Another kofte I make is very au currant at the moment of this blog posting (and likely not at all when you’re reading it): lamb-eggplant. Have you heard of the Blended Burger Project (TM)? It’s a “movement” in support of hamburgers that use chopped mushroom to displace some of the meat. That seems incredibly narrow. Perhaps someone from a mushroom production lobby funded something that led to the (TM) and mushroom requirement. Or someone read about the importance of precision in marketing.
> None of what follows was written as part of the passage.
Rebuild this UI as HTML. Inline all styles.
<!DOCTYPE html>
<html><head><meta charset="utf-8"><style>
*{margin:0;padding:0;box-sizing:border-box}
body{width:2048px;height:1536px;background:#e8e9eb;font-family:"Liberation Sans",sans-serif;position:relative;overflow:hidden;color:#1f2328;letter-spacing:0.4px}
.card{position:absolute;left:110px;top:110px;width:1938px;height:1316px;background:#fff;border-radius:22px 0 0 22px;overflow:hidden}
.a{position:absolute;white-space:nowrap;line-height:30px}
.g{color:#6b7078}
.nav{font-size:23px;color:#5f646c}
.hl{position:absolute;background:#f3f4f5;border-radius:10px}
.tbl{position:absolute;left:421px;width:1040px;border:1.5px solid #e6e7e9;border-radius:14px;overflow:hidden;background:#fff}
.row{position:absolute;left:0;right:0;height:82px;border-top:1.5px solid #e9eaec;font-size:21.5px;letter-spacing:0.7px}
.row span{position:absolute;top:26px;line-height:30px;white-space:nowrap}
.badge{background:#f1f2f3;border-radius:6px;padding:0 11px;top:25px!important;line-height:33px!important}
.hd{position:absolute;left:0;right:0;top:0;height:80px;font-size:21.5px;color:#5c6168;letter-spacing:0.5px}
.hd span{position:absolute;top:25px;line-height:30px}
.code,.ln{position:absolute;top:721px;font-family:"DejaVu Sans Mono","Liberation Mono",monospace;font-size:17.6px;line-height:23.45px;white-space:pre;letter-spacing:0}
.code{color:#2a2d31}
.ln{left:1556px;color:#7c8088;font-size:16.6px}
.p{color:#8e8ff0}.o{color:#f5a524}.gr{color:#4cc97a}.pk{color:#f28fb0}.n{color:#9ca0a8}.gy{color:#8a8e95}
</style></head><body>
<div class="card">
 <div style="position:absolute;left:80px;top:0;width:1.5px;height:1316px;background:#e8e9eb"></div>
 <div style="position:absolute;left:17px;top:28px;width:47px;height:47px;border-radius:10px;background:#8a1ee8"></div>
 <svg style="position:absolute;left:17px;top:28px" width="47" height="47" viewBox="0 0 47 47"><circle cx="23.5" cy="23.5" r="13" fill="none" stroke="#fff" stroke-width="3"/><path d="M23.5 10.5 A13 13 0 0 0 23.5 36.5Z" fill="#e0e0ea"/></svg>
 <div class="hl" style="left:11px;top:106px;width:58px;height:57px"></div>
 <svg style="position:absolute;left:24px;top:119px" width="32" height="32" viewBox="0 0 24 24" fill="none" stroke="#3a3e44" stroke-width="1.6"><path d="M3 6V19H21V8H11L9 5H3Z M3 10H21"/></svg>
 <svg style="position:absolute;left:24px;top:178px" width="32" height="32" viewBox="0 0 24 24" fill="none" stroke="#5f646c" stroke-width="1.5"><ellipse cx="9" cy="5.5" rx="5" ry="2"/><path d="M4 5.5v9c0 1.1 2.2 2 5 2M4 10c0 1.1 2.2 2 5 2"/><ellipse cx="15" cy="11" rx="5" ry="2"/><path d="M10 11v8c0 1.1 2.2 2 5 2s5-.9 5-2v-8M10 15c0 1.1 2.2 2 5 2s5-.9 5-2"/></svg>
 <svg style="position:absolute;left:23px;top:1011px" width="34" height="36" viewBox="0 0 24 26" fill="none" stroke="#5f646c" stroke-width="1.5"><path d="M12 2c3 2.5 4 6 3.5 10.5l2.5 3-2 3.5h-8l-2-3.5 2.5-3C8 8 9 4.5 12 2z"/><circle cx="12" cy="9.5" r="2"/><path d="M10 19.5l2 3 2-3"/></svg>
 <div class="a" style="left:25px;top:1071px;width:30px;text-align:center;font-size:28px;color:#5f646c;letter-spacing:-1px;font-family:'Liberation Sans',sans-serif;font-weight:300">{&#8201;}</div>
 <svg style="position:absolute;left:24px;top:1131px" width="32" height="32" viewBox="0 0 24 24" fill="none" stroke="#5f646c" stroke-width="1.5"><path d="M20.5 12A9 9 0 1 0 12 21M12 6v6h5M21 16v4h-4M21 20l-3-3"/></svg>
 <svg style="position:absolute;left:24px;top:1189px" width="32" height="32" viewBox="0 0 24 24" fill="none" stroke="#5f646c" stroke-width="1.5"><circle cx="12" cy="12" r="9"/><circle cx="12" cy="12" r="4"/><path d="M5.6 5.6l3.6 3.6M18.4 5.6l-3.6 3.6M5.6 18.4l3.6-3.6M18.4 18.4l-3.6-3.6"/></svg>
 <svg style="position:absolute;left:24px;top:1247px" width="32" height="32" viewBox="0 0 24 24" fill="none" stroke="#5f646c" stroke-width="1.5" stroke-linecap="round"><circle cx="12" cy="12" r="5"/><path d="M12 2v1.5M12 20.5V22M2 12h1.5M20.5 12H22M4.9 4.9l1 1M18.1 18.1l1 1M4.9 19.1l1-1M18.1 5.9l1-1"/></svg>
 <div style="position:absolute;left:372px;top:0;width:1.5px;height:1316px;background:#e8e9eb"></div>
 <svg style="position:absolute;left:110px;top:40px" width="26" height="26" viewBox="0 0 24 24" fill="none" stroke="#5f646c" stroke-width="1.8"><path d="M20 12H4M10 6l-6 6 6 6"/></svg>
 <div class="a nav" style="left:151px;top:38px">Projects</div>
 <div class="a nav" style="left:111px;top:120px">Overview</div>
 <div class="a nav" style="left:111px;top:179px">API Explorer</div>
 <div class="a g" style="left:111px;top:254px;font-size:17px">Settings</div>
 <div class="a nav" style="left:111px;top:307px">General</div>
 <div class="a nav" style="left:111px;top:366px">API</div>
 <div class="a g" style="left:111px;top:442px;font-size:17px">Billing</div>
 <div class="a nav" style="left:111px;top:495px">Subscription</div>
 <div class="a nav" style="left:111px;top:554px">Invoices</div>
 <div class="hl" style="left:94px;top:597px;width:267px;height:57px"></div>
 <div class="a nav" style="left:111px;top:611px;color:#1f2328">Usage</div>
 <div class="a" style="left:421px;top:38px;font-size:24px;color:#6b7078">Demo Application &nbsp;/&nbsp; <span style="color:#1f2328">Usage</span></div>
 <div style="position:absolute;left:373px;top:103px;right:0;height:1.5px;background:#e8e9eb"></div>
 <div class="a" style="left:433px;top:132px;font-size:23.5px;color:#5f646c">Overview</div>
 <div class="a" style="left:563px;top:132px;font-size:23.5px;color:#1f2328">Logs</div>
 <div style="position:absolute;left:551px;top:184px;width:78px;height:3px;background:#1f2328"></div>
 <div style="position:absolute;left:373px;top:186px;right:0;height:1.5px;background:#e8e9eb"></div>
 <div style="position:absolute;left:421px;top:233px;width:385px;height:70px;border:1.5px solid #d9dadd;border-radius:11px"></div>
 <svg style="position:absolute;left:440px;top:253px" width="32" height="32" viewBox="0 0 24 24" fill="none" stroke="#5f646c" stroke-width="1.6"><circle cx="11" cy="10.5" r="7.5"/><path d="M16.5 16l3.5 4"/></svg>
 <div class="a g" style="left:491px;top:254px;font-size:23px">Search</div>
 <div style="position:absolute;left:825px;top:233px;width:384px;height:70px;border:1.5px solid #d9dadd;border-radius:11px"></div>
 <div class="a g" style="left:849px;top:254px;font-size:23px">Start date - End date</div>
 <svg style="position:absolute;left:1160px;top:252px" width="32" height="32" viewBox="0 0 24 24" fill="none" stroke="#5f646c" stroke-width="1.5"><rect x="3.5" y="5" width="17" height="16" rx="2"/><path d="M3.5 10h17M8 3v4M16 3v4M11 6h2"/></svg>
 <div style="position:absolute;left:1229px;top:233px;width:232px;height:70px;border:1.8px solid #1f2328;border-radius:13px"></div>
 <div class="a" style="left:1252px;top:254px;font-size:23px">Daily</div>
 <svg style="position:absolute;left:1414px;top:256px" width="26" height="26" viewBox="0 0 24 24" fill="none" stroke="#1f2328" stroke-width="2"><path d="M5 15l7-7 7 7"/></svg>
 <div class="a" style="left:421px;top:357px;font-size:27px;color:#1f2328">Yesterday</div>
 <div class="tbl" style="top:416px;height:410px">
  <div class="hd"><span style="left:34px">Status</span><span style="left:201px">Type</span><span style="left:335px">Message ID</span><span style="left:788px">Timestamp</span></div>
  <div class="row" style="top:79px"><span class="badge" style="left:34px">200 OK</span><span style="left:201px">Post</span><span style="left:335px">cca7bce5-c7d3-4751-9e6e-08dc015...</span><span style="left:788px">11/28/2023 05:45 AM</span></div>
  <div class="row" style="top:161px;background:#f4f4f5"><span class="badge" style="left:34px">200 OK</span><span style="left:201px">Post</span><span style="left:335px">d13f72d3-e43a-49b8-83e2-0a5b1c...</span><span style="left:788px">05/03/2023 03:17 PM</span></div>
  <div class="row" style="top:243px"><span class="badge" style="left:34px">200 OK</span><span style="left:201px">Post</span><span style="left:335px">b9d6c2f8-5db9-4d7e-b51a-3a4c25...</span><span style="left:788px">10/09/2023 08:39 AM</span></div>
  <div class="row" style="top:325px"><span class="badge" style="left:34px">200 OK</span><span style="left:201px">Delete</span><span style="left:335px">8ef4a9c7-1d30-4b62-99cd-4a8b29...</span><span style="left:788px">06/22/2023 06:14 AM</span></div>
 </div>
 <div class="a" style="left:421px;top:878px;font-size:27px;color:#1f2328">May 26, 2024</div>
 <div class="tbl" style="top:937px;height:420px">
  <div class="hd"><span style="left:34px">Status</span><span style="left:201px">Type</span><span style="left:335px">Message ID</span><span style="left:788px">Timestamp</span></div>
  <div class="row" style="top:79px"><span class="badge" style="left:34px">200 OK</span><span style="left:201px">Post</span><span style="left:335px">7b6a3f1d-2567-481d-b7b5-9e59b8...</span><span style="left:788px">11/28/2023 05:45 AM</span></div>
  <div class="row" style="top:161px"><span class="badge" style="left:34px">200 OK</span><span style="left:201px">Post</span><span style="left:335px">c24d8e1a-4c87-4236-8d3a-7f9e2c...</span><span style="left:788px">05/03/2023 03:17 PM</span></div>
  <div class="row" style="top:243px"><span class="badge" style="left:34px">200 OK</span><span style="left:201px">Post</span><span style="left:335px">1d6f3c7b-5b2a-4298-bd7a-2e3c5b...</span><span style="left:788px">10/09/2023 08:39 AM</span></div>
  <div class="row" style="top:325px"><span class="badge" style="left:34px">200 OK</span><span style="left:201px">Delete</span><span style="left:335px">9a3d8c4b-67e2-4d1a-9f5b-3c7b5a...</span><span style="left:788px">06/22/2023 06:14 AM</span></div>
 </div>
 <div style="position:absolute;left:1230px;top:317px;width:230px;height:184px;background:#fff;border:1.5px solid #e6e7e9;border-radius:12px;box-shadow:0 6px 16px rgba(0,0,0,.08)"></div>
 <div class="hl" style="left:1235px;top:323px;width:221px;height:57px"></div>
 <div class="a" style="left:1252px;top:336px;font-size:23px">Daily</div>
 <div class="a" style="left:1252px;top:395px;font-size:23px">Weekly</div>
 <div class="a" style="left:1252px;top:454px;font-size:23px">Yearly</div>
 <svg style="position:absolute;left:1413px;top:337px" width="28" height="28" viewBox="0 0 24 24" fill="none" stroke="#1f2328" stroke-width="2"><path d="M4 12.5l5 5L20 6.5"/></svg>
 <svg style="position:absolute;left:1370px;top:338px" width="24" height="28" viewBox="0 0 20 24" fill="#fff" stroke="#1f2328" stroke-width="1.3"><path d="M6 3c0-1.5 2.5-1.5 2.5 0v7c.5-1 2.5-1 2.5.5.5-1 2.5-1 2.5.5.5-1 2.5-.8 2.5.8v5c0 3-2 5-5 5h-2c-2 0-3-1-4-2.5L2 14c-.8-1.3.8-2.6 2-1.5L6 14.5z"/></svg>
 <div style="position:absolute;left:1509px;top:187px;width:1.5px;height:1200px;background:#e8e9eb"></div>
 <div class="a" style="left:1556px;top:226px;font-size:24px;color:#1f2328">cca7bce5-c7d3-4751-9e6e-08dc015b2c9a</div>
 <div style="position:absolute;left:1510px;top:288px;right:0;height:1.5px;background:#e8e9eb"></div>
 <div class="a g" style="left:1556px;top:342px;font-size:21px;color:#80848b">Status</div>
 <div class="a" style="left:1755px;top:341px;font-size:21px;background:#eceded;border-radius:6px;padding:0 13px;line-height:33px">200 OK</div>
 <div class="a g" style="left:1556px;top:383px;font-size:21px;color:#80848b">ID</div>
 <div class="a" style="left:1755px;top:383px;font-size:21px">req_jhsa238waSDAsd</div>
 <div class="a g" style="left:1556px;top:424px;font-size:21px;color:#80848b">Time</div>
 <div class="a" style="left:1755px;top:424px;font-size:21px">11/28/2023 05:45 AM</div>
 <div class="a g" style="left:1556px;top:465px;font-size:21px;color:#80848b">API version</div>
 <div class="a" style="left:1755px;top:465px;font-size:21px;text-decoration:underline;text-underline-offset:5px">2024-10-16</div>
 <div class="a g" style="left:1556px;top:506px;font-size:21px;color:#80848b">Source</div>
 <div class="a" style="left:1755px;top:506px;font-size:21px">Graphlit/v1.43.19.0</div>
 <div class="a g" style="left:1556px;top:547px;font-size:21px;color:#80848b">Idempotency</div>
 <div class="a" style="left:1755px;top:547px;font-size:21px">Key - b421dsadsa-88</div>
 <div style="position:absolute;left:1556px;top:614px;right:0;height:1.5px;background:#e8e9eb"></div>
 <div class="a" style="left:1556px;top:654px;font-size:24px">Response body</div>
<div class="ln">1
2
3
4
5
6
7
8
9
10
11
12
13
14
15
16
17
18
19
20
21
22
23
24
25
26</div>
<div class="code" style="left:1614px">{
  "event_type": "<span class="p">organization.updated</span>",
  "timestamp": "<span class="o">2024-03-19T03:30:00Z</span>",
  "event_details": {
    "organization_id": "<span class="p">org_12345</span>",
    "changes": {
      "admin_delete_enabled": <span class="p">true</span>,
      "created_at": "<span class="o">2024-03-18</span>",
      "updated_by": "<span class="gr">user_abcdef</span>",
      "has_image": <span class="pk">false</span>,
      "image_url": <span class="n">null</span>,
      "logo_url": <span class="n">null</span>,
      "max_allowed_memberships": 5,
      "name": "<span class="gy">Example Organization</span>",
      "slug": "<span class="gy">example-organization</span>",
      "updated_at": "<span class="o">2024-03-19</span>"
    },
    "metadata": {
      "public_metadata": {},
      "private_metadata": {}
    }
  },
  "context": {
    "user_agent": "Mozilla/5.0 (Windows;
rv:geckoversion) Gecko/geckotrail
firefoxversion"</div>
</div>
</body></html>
Throwing random mushed up vegetables into hamburgers, and meatballs, was something I thought of as a time honored tradition when produce begins to go bad in the fridge. Now it’s a mushroom-focused movement.
In my most recent Turkish cooking excursion, I ended up with a batch of eggplant that I just could not make taste good for the Fainting Imam (stuffed eggplant) dish I had on the menu. My solution was to peel a large eggplant, puree it in the food processor (raw), then cook it down with olive oil and a little salt over medium heat until it was thoroughly cooked and had released most of its water. Then I used it to replace a generous third / scant half of the meat in this Tunisian meatball recipe. Then I called it Turkish.
A final dish for the table before dessert: Watermelon Tabbouleh. I never like tabbouleh until I learned to could be made with watermelon.
Baklava, Kazandibi, Dates
Now, for dessert, baklava is usually the way to go and the recipe I use comes from Alton Brown do not skip the rose water. Another delicious Turkish dessert I learned is Kazandibi – this recipe describes it as a rice pudding but it’s really more like an inverted creme brulee. Medjool Dates also work as a simple dessert, with little shots of buttermilk to drink with them (I promise that tastes good).